Though largely self-taught and usually working straight from emotion, Anya is a disciplined artist who understands that art is as much work as it is passion. Her art is, after all, her salvation, her way of communicating with the world, making sense of the universe. Anya was influenced by the works of Anselm Kiefer, Gustav Klimt, and Lucien Freud and Max Ernst but oddly it is one of Kiefer’s mentors, Mircea Eliade, who seems to speak most directly to her. Eliade writes that the history or religion shows us that “spirituality introduced freedom into the cosmos.
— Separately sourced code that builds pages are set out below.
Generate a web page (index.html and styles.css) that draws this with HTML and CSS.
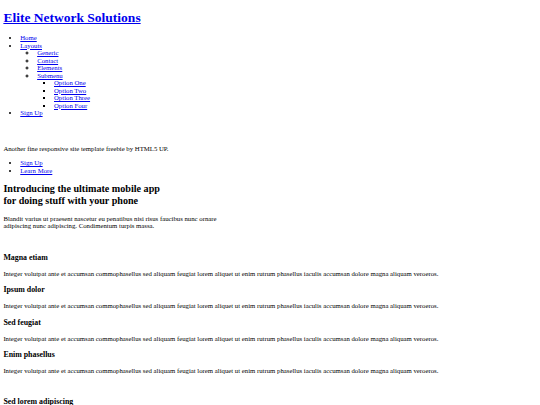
FILE: index.html
```html
<!DOCTYPE html>
<html lang="en">
<head>
<meta charset="utf-8">
<title>Elite Network Solutions</title>
<link rel="stylesheet" href="styles.css">
</head>
<body class="page">
<header class="site-header">
  <h1 class="site-title"><a href="#">Elite Network Solutions</a></h1>
  <nav class="site-nav">
    <ul class="nav-list">
      <li><a href="#">Home</a></li>
      <li><a href="#">Layouts</a>
        <ul class="nav-sub level-2">
          <li><a href="#">Generic</a></li>
          <li><a href="#">Contact</a></li>
          <li><a href="#">Elements</a></li>
          <li><a href="#">Submenu</a>
            <ul class="nav-sub level-3">
              <li><a href="#">Option One</a></li>
              <li><a href="#">Option Two</a></li>
              <li><a href="#">Option Three</a></li>
              <li><a href="#">Option Four</a></li>
            </ul>
          </li>
        </ul>
      </li>
      <li><a href="#">Sign Up</a></li>
    </ul>
  </nav>
</header>

<section class="banner">
  <h2 class="banner-logo">&nbsp;</h2>
  <p class="text">Another fine responsive site template freebie by HTML5 UP.</p>
  <ul class="actions">
    <li><a href="#">Sign Up</a></li>
    <li><a href="#">Learn More</a></li>
  </ul>
</section>

<section class="main">
  <section class="box">
    <header class="major">
      <h2 class="major-title">Introducing the ultimate mobile app<br>for doing stuff with your phone</h2>
      <p class="text">Blandit varius ut praesent nascetur eu penatibus nisi risus faucibus nunc ornare<br>adipiscing nunc adipiscing. Condimentum turpis massa.</p>
    </header>
    <div class="image-slot image-slot-lead"></div>
  </section>

  <section class="features">
    <section class="feature">
      <h3 class="feature-title">Magna etiam</h3>
      <p class="text">Integer volutpat ante et accumsan commophasellus sed aliquam feugiat lorem aliquet ut enim rutrum phasellus iaculis accumsan dolore magna aliquam veroeros.</p>
    </section>
    <section class="feature">
      <h3 class="feature-title">Ipsum dolor</h3>
      <p class="text">Integer volutpat ante et accumsan commophasellus sed aliquam feugiat lorem aliquet ut enim rutrum phasellus iaculis accumsan dolore magna aliquam veroeros.</p>
    </section>
    <section class="feature">
      <h3 class="feature-title">Sed feugiat</h3>
      <p class="text">Integer volutpat ante et accumsan commophasellus sed aliquam feugiat lorem aliquet ut enim rutrum phasellus iaculis accumsan dolore magna aliquam veroeros.</p>
    </section>
    <section class="feature">
      <h3 class="feature-title">Enim phasellus</h3>
      <p class="text">Integer volutpat ante et accumsan commophasellus sed aliquam feugiat lorem aliquet ut enim rutrum phasellus iaculis accumsan dolore magna aliquam veroeros.</p>
    </section>
  </section>

  <section class="box">
    <div class="image-slot"></div>
    <h3 class="feature-title">Sed lorem adipiscing</h3>
    <p class="text">Lorem ipsum dolor sit amet sed feugiat lorem aliquet ut enim rutrum phasellus iaculis accumsan dolore magna aliquam veroeros.</p>
  </section>
</section>
</body>
</html>
```

FILE: styles.css
```css
html {
  background: #fff;
}
.page {
  margin: 3.375px;
  font-family: "Liberation Serif", "Times New Roman", serif;
  font-size: 6.75px;
  line-height: 7.55px;
  color: #000;
}
a {
  color: #0000ee;
}
.site-title {
  font-size: 2em;
  line-height: 15.6px;
  margin: 6.5px 0 8.5px;
}
.nav-list,
.actions {
  margin: 1em 0;
  padding-left: 16.875px;
  list-style-type: disc;
}
.nav-sub {
  margin: 0;
  padding-left: 16.875px;
}
.level-2 {
  list-style-type: circle;
}
.level-3 {
  list-style-type: square;
}
.banner-logo,
.major-title {
  font-size: 1.5em;
  line-height: 11.4px;
  margin: 0.83em 0;
}
.major-title {
  margin-top: 8.9px;
}
.text {
  margin: 1em 0;
}
.image-slot {
  height: 7.55px;
}
.image-slot-lead {
  height: 8.3px;
}
.feature-title {
  font-size: 1.17em;
  line-height: 9.2px;
  margin: 1em 0;
}
```
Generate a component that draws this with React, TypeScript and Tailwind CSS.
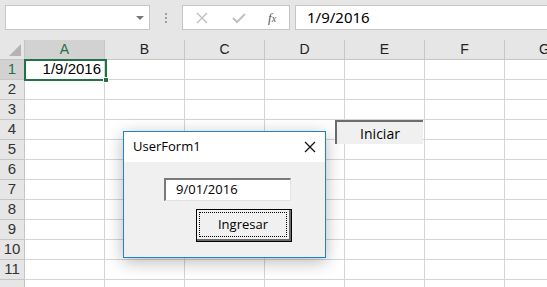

It allows the possibility of transcending the boundaries.” He describes the concept of faith in salvation as an age-old human effort to survive “the tyranny of history.” So it only makes sense that as Anya’s parents sought, in their own way, to escape the tyranny of history, their child found freedom in her own inner cosmos, tried to transcend her own boundaries. And, ultimately, her painting has become her faith.